After that, I graduated from The Art Institute of Atlanta, and Sae Institute of Atlanta: I studied Audio Engineering and Visual Effects with animation. These days, I’m an owner of a digital marketing agency, Monami Team LLC – we help people start and grow their online business.
Film is my biggest hobby. I enjoy creating short films with my wife: we replace the actors in popular TV shows with ourselves, just for fun.
Interestingly, this love for visual effects was something that prompted my first ecommerce efforts ever. We originally started our first store to earn money for my son’s short films back in 2014. With that gig, we were able to earn enough to buy his camera, his computer and software for visual effects.
How did this ecommerce journey begin, exactly?
I started working with ecommerce via WordPress about 8 years ago. As I mentioned, it began with helping my son start his own business when he was 12. After that I started helping friends and family set up their business, and online schools.
Over several years, I have spent countless hours helping everyone else. At some point, my wife told me to put my skills together and do something for myself this time.
I enjoy it! Building websites is fun for me. I love the challenge especially when something breaks and I have to figure out how to fix it.
Tell us more about your stores!
Currently, I have 4 stores. My stores and my domain names are very niche-targeted.
For example, I have a pet supplies store for dog owners, so there are about 118 products from the Sellvia catalog.
There’s also an upcoming project – a store for vegans that will launch next month. It will sell health and wellness items from Sellvia like essential oils, yoga mats, bath salts – very Zen type products.
Why Sellvia? What made you choose it as a supplier?
I discovered it while looking for a dropshipping warehouse located in the USA. That was enough for me to try. Other places that I reviewed just had very long shipping times. Customers don’t like to wait. Long shipping times mean canceled orders and low conversions.
The pet supplies store is super new, but I had my first sale within 12 hours of doing my first test – and so, the Sellvia products do sell!
Wow! What steps did you take to start making ecommerce sales?
Building a store is quick: it takes about 1-2 days. However, setting it up properly takes time. I like to take the time to compress each product image and rename the image files to give them the actual names of the products. Also, I like to change the descriptions of each item so that it’s different from others on the search engines, then I take the time to optimize my site until I can get an A+ rating on Gtmetrix.

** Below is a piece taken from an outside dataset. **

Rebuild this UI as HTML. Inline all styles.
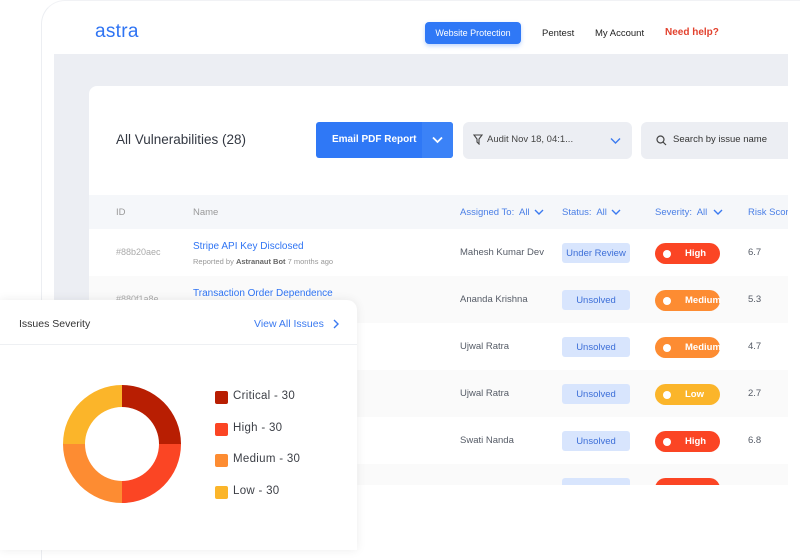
<!DOCTYPE html>
<html><head><style>
*{margin:0;padding:0;box-sizing:border-box}
body{width:800px;height:543px;overflow:hidden;background:#fff;font-family:"Liberation Sans",sans-serif;position:relative}
.abs{position:absolute}
.frame{left:41px;top:0;width:800px;height:560px;border-left:1px solid #eceef2;border-top:1px solid #f1f2f5;border-radius:24px 0 0 0}
.gray{left:54px;top:54px;width:734px;height:431px;background:#eceef3}
.card{left:89px;top:86px;width:699px;height:399px;background:#fff;border-radius:8px 0 0 0;overflow:hidden}
.t{position:absolute;white-space:nowrap}
.row{position:absolute;left:0;width:699px;height:47px}
.st{position:absolute;left:473px;width:68px;height:20px;background:#d8e5fd;border-radius:3px;color:#3d6fd8;font-size:9.5px;display:flex;align-items:center;justify-content:center}
.sv{position:absolute;left:566px;width:65px;height:21px;border-radius:11px;color:#fff;font-size:9.5px;font-weight:bold;display:flex;align-items:center;padding-left:30px}
.sv:before{content:"";position:absolute;left:8px;top:6.5px;width:8px;height:8px;border-radius:50%;background:#fff}
.hi{background:#fb4524}.me{background:#fd8c32}.lo{background:#fbb52a}
.nm{color:#555b66;font-size:9.5px}
.rs{color:#555b66;font-size:9.5px;left:659px}
.sev{left:0;top:300px;width:357px;height:250px;background:#fff;border-radius:0 10px 0 0;box-shadow:0 0 10px rgba(0,0,0,.08)}
.lg{position:absolute;left:215px;width:13px;height:13px;border-radius:2px}
.lt{position:absolute;left:233px;font-size:11.5px;color:#3c3f46;letter-spacing:.3px}
</style></head><body>
<div class="abs frame"></div>
<div class="abs" style="left:0;top:300px;width:41px;border-top:1px solid #e6e8ee"></div>
<div class="t" style="left:95px;top:21px;font-size:19px;color:#2f74f3;letter-spacing:.3px">astra</div>
<div class="abs" style="left:425px;top:22px;width:96px;height:22px;background:#2f78f6;border-radius:4px;color:#fff;font-size:9px;line-height:22px;text-align:center;box-shadow:0 2px 4px rgba(47,120,246,.3)">Website Protection</div>
<div class="t" style="left:542px;top:28px;font-size:9.5px;color:#222">Pentest</div>
<div class="t" style="left:595px;top:28px;font-size:9.5px;color:#222">My Account</div>
<div class="t" style="left:665px;top:27px;font-size:10px;color:#e2412d;font-weight:bold">Need help?</div>
<div class="abs gray"></div>
<div class="abs card">
 <div class="t" style="left:27px;top:46px;font-size:13.5px;color:#333842">All Vulnerabilities (28)</div>
 <div class="abs" style="left:227px;top:36px;width:137px;height:36px;background:#2f78f6;border-radius:3px"></div>
 <div class="abs" style="left:333px;top:36px;width:31px;height:36px;background:#3b82f7;border-radius:0 3px 3px 0"></div>
 <div class="t" style="left:243px;top:48px;font-size:10px;color:#fff;font-weight:bold">Email PDF Report</div>
 <svg class="abs" style="left:343px;top:50px" width="11" height="8"><path d="M1 1.5L5.5 6 10 1.5" stroke="#fff" stroke-width="1.8" fill="none"/></svg>
 <div class="abs" style="left:374px;top:36px;width:169px;height:37px;background:#eceef3;border-radius:6px"></div>
 <svg class="abs" style="left:384px;top:48px" width="10" height="11"><path d="M1 1h8L6 5v5L4 8V5z" stroke="#444" stroke-width="1.1" fill="none"/></svg>
 <div class="t" style="left:398px;top:48px;font-size:9.5px;color:#444">Audit Nov 18, 04:1...</div>
 <svg class="abs" style="left:521px;top:51px" width="11" height="8"><path d="M1 1.5L5.5 6 10 1.5" stroke="#3b7af0" stroke-width="1.4" fill="none"/></svg>
 <div class="abs" style="left:552px;top:36px;width:160px;height:37px;background:#eceef3;border-radius:6px"></div>
 <svg class="abs" style="left:567px;top:49px" width="11" height="11"><circle cx="4.5" cy="4.5" r="3.5" stroke="#444" stroke-width="1.2" fill="none"/><path d="M7 7l3 3" stroke="#444" stroke-width="1.2"/></svg>
 <div class="t" style="left:584px;top:48px;font-size:9.5px;color:#333">Search by issue name</div>
 <div class="abs" style="left:0;top:109px;width:699px;height:34px;background:#f5f7fa"></div>
 <div class="t" style="left:27px;top:121px;font-size:9.5px;color:#999">ID</div>
 <div class="t" style="left:104px;top:121px;font-size:9.5px;color:#999">Name</div>
 <div class="t" style="left:371px;top:121px;font-size:9.5px;color:#4a7fe6">Assigned To:&nbsp; All</div>
 <div class="t" style="left:473px;top:121px;font-size:9.5px;color:#4a7fe6">Status:&nbsp; All</div>
 <div class="t" style="left:566px;top:121px;font-size:9.5px;color:#4a7fe6">Severity:&nbsp; All</div>
 <div class="t" style="left:659px;top:121px;font-size:9.5px;color:#4a7fe6">Risk Score</div>
 <svg class="abs" style="left:0;top:0" width="699" height="200"><g stroke="#3b7af0" stroke-width="1.4" fill="none"><path d="M446 124l4 4 4-4"/><path d="M523 124l4 4 4-4"/><path d="M625 124l4 4 4-4"/></g></svg>

 <div class="row" style="top:143px;background:#fff">
  <div class="t" style="left:27px;top:18px;font-size:9px;color:#aaa">#88b20aec</div>
  <div class="t" style="left:104px;top:12px;font-size:10px;color:#2f74f3">Stripe API Key Disclosed</div>
  <div class="t" style="left:104px;top:28px;font-size:7.5px;color:#999">Reported by <b style="color:#666">Astranaut Bot</b> 7 months ago</div>
  <div class="t nm" style="left:371px;top:18px">Mahesh Kumar Dev</div>
  <div class="st" style="top:14px">Under Review</div>
  <div class="sv hi" style="top:14px">High</div>
  <div class="t rs" style="top:18px">6.7</div>
 </div>
 <div class="row" style="top:190px;background:#fafafa">
  <div class="t" style="left:27px;top:18px;font-size:9px;color:#aaa">#880f1a8e</div>
  <div class="t" style="left:104px;top:12px;font-size:10px;color:#2f74f3">Transaction Order Dependence</div>
  <div class="t nm" style="left:371px;top:18px">Ananda Krishna</div>
  <div class="st" style="top:14px">Unsolved</div>
  <div class="sv me" style="top:14px">Medium</div>
  <div class="t rs" style="top:18px">5.3</div>
 </div>
 <div class="row" style="top:237px;background:#fff">
  <div class="t nm" style="left:371px;top:18px">Ujwal Ratra</div>
  <div class="st" style="top:14px">Unsolved</div>
  <div class="sv me" style="top:14px">Medium</div>
  <div class="t rs" style="top:18px">4.7</div>
 </div>
 <div class="row" style="top:284px;background:#fafafa">
  <div class="t" style="left:240px;top:12px;font-size:10px;color:#2f74f3">ticity</div>
  <div class="t nm" style="left:371px;top:18px">Ujwal Ratra</div>
  <div class="st" style="top:14px">Unsolved</div>
  <div class="sv lo" style="top:14px">Low</div>
  <div class="t rs" style="top:18px">2.7</div>
 </div>
 <div class="row" style="top:331px;background:#fff">
  <div class="t nm" style="left:371px;top:18px">Swati Nanda</div>
  <div class="st" style="top:14px">Unsolved</div>
  <div class="sv hi" style="top:14px">High</div>
  <div class="t rs" style="top:18px">6.8</div>
 </div>
 <div class="row" style="top:378px;background:#fafafa">
  <div class="t" style="left:240px;top:12px;font-size:10px;color:#2f74f3">(XSS)</div>
  <div class="st" style="top:14px"></div>
  <div class="sv hi" style="top:14px;padding:0"></div>
 </div>
</div>

<div class="abs sev">
 <div class="t" style="left:19px;top:18px;font-size:10.5px;color:#333">Issues Severity</div>
 <div class="t" style="left:254px;top:18px;font-size:10.5px;color:#3b7af0">View All Issues</div>
 <svg class="abs" style="left:332px;top:19px" width="8" height="10"><path d="M2 1l4 4-4 4" stroke="#3b7af0" stroke-width="1.4" fill="none"/></svg>
 <div class="abs" style="left:0;top:44px;width:357px;border-top:1px solid #eef0f3"></div>
 <svg class="abs" style="left:0;top:0" width="357" height="243">
  <g transform="translate(122,144)">
   <path d="M0-59A59 59 0 0 1 59 0L37 0A37 37 0 0 0 0-37Z" fill="#b81e02"/>
   <path d="M59 0A59 59 0 0 1 0 59L0 37A37 37 0 0 0 37 0Z" fill="#fb4524"/>
   <path d="M0 59A59 59 0 0 1-59 0L-37 0A37 37 0 0 0 0 37Z" fill="#fd8c32"/>
   <path d="M-59 0A59 59 0 0 1 0-59L0-37A37 37 0 0 0-37 0Z" fill="#fbb52a"/>
  </g>
 </svg>
 <div class="lg" style="top:91px;background:#b81e02"></div><div class="lt" style="top:90px">Critical - 30</div>
 <div class="lg" style="top:123px;background:#fb4524"></div><div class="lt" style="top:122px">High - 30</div>
 <div class="lg" style="top:154px;background:#fd8c32"></div><div class="lt" style="top:153px">Medium - 30</div>
 <div class="lg" style="top:186px;background:#fbb52a"></div><div class="lt" style="top:185px">Low - 30</div>
</div>
</body></html>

I spend a lot of time on design, especially on my shop, cart, and checkout pages.
Taking time to customize these 3 pages is very important. I want my website visitors to feel like they’re visiting a new site, and not the same site they’ve seen over and over again.
Once all of this is done, which is somewhere around 21 days later (for me), then managing a store takes about 1 hour twice a day. In these 2 hours/day, I check for orders, check ads to see what’s working and what’s not, review emails if there are any, and update Sellvia products.
How are you promoting your products to make these ecommerce sales happen?
For the pet products store, it’s Facebook and Instagram ads – they work well for gaining web traffic. In terms of demographics, I targeted the ads at women aged 55+ with birthdays in the present month. I also tried TikTok and Google Ads for conversions, but they turned out to be expensive. In my experience, Google Ads convert, but with a low profit margin due to the cost of the ads.
Presently, I am not running ads on the site because I am still updating product descriptions, completing the SEO work and setting up social media accounts to drive organic traffic to the store.
However, I am overly positive that within 24 hours of running ads the store will generate conversions (sales) even in its current state.
Taking the additional time to set things up will decrease the amount of money you need to invest into ads.
How did ecommerce change your life, overall?
So many new opportunities!
I’ve secured some nice contracts for web development and store creation that has really helped me and my family a lot. I’m a nomad 😀 My wife and I travel the world with our daughter. We pretty much live in Airbnbs. My laptop is my office!
Isn’t that awesome? Thanks to his extensive and well-targeted efforts, Carl is able to generate ecommerce sales quite quickly even with completely new stores. Wouldn’t you love to try his strategy, too, and see how far it will take you?